Front-end source files
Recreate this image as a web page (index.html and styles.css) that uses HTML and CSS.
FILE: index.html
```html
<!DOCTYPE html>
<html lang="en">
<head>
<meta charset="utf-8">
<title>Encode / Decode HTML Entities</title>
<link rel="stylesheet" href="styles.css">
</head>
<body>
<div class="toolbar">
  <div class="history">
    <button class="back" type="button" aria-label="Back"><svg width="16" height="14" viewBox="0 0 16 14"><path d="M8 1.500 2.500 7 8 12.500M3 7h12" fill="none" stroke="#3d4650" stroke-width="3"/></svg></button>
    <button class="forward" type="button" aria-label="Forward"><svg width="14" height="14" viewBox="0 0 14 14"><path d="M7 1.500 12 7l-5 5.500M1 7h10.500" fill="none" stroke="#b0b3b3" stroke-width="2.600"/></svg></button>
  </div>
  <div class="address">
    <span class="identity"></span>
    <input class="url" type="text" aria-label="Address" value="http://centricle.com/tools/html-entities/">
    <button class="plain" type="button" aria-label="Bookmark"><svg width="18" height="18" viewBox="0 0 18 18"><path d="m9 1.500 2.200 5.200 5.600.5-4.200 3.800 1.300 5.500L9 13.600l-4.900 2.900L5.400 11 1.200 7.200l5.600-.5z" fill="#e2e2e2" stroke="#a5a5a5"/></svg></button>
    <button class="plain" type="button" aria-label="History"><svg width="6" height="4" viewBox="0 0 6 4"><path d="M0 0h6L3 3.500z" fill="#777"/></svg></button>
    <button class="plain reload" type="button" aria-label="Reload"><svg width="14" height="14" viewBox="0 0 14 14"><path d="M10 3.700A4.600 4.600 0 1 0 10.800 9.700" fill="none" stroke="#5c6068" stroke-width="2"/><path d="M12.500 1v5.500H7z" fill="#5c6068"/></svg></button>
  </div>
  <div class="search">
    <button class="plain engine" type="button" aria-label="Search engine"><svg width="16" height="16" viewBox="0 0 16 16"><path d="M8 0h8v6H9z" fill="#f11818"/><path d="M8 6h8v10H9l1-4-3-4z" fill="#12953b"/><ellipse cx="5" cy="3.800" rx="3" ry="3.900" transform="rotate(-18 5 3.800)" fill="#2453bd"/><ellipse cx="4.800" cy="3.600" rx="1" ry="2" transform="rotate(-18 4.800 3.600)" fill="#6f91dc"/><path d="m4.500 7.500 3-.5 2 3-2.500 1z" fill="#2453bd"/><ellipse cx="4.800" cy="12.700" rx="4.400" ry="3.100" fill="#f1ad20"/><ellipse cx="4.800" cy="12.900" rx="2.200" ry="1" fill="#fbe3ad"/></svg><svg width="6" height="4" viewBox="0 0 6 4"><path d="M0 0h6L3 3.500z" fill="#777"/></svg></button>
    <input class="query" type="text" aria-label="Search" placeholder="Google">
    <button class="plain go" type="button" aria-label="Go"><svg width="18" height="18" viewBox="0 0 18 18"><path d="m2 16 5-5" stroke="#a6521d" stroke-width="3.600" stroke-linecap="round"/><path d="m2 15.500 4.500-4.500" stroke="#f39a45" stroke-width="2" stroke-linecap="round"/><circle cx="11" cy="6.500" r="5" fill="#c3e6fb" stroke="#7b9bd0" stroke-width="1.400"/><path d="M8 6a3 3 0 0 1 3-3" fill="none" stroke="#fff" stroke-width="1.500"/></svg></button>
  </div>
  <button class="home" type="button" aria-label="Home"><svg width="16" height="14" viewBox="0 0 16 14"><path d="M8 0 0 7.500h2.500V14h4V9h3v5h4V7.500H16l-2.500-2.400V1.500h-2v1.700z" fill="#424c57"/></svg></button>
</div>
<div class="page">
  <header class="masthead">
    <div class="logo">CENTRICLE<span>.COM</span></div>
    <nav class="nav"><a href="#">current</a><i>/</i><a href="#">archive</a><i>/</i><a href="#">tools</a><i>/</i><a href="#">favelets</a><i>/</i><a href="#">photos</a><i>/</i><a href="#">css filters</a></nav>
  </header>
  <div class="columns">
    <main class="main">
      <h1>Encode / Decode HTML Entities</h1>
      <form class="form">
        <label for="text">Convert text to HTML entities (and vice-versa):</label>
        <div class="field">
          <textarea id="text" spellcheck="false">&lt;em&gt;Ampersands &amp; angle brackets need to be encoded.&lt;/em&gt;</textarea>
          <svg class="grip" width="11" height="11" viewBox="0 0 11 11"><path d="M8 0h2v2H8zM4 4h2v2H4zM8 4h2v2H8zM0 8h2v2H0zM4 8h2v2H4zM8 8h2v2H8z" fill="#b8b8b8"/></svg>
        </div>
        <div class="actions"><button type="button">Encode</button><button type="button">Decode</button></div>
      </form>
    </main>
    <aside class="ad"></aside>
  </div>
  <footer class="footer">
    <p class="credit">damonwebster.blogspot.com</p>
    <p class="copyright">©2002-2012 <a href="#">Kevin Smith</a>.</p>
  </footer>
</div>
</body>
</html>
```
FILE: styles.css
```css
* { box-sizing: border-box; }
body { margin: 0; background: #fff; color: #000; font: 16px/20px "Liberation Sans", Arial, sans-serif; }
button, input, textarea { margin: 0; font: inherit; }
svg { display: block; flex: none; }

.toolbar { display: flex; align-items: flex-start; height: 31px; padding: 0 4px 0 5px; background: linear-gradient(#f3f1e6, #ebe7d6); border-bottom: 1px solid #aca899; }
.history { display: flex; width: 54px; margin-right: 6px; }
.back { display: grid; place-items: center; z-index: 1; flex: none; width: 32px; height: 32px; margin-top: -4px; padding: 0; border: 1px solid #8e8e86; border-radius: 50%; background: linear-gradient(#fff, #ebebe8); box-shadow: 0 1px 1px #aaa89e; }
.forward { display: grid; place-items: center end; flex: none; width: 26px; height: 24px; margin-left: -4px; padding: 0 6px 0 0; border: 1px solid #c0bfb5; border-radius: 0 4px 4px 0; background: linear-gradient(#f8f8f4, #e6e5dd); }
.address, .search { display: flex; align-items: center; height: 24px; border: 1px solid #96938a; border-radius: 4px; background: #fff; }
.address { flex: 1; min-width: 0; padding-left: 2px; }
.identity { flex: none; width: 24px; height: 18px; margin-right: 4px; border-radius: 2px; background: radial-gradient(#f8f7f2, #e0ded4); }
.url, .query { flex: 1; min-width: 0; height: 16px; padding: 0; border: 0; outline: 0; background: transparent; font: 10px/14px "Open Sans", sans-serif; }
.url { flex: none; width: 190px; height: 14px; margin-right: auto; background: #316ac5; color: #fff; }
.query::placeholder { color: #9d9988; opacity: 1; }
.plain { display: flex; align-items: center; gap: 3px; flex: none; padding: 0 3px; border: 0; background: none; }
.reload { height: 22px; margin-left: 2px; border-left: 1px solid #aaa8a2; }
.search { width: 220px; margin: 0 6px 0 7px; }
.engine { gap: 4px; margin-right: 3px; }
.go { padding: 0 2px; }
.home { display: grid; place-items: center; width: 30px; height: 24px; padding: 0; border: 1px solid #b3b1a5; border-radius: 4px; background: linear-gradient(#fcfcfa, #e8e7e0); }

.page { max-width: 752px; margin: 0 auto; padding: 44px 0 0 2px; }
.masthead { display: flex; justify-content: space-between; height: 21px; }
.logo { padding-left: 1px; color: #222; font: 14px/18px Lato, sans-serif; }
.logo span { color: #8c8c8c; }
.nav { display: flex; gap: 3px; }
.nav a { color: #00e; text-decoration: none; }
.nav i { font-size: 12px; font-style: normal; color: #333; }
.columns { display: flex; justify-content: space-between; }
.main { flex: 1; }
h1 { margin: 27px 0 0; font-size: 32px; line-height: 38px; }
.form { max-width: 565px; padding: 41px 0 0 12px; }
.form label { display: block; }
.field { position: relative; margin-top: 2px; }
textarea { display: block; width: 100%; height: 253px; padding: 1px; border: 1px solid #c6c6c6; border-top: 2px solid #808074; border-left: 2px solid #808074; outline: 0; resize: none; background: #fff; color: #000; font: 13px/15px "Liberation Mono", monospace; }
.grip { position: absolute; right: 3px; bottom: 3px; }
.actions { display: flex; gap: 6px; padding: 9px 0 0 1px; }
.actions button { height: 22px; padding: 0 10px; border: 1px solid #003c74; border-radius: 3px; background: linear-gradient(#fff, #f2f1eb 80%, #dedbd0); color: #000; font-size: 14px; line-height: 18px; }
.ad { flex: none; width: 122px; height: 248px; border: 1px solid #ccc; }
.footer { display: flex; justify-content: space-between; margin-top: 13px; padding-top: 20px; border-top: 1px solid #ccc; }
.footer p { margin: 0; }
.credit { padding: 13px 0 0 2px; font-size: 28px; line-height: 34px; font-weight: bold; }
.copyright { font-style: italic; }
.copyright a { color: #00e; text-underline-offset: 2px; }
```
...
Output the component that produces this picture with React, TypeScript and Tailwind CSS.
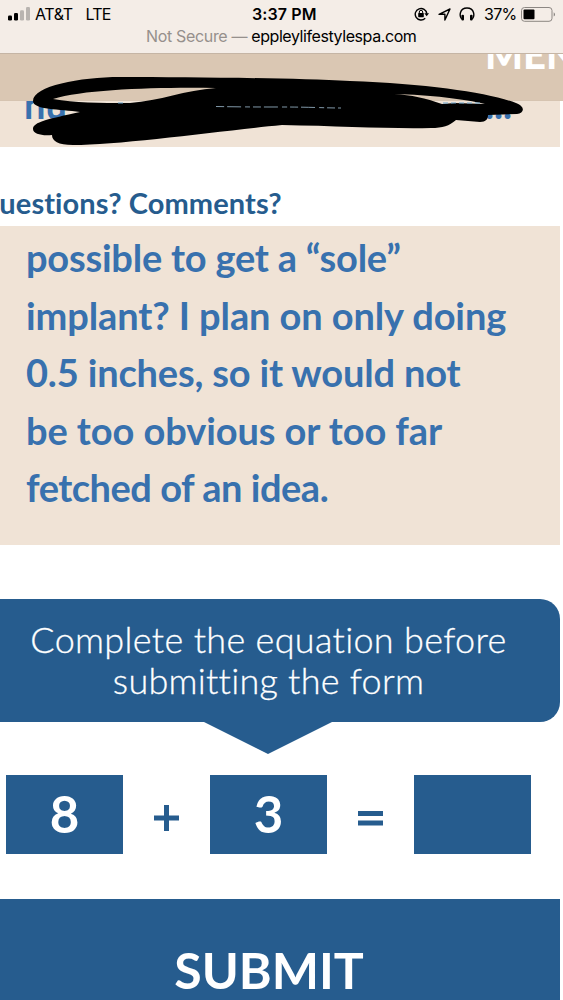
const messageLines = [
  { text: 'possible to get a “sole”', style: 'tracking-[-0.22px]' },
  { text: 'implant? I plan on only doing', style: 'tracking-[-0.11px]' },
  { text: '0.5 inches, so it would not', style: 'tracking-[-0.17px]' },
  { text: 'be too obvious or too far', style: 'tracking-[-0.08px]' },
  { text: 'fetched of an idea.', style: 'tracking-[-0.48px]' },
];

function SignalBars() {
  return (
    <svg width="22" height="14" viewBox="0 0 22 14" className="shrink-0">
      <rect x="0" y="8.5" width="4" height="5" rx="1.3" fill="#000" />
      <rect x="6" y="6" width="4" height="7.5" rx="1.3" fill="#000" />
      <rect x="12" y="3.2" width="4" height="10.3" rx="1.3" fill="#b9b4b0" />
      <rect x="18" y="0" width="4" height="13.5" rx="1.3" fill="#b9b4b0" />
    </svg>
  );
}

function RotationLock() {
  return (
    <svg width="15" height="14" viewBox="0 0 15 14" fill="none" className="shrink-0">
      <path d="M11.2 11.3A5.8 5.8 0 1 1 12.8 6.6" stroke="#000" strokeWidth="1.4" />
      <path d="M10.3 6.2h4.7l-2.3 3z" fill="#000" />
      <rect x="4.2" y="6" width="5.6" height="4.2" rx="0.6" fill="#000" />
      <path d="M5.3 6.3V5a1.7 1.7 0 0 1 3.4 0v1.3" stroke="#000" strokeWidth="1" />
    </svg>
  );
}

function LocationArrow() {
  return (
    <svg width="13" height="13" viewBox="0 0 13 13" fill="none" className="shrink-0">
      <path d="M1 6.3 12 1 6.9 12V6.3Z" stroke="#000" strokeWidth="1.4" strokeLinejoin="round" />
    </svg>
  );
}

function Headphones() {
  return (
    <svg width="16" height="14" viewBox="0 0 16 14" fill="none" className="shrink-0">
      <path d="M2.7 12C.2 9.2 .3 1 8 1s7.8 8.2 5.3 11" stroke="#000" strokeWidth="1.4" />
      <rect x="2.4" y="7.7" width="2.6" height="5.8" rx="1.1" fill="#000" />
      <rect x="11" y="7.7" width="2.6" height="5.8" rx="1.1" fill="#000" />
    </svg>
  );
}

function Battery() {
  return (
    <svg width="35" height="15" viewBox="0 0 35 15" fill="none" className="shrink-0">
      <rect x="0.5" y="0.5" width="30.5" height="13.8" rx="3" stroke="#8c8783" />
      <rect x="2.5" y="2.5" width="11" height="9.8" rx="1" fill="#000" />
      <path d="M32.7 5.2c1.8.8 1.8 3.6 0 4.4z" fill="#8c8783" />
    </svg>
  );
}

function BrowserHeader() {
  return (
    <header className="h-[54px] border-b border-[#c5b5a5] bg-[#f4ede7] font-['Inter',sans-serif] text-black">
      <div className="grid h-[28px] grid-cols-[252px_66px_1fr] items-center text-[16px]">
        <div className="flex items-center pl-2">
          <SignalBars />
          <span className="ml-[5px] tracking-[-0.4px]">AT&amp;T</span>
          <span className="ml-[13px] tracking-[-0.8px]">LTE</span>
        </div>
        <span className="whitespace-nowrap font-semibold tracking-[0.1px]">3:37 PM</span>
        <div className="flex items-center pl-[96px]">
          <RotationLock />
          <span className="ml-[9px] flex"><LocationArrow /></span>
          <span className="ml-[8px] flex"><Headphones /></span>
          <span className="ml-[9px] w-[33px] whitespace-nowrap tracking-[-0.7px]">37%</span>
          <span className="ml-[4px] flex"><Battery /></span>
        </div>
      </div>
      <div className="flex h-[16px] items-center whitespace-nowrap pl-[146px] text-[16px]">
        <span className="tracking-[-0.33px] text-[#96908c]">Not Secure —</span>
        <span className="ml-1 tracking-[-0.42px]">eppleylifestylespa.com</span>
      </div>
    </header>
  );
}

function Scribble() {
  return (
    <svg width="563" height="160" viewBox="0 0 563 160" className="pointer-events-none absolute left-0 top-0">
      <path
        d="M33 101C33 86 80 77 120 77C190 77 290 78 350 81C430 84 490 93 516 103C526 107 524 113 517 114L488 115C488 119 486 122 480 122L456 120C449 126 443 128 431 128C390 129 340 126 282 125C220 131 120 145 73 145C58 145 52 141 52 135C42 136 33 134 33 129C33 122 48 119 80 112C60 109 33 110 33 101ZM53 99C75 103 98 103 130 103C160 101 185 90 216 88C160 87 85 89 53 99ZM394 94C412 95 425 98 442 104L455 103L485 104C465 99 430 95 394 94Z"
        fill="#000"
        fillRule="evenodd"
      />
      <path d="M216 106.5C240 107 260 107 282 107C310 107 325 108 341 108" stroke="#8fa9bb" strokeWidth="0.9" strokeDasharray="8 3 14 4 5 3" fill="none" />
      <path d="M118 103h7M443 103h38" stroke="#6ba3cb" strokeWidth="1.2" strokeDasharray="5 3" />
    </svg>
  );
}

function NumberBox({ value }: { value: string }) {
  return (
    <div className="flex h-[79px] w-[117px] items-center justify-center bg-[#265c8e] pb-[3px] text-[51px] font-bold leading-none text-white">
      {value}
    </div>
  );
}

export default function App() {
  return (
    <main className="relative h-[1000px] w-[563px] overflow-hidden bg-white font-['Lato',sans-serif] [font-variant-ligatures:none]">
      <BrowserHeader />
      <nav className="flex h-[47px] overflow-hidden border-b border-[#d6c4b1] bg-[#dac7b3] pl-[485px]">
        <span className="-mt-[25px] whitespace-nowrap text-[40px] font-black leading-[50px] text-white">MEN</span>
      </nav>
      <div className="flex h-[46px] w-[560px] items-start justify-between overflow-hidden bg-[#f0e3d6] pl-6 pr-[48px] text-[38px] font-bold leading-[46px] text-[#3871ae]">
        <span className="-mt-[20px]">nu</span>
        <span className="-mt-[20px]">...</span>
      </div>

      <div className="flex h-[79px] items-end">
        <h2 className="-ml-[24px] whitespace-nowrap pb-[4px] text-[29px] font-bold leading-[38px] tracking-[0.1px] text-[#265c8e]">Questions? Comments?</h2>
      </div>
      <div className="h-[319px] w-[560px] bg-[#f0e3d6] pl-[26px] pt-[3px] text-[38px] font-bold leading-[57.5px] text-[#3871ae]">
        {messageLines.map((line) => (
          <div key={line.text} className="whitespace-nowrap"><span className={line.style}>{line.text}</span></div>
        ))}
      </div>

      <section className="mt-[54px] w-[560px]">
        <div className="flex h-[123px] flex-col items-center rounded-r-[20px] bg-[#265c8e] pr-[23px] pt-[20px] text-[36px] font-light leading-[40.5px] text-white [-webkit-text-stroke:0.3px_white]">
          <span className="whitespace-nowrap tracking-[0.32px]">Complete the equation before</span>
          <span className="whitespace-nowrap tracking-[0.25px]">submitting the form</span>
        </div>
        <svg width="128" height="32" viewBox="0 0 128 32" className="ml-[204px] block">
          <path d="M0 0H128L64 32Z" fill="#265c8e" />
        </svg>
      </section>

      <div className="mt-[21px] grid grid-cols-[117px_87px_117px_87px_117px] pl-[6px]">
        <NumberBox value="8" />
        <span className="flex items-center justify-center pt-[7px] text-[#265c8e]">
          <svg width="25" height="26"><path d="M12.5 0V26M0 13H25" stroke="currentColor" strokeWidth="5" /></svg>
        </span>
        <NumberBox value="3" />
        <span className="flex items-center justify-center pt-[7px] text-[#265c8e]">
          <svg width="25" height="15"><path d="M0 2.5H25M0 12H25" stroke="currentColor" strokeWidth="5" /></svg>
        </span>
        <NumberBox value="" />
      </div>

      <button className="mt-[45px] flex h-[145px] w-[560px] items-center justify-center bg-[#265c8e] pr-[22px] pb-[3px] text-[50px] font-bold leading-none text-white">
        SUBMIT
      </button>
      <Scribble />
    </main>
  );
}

WHAT NEEDS TO BE DONE: Find all lines where the word "page" appears. Copy them.

RIGHT ANSWER:
Recreate this image as a web page (index.html and styles.css) that uses HTML and CSS.
<div class="page">
.page { max-width: 752px; margin: 0 auto; padding: 44px 0 0 2px; }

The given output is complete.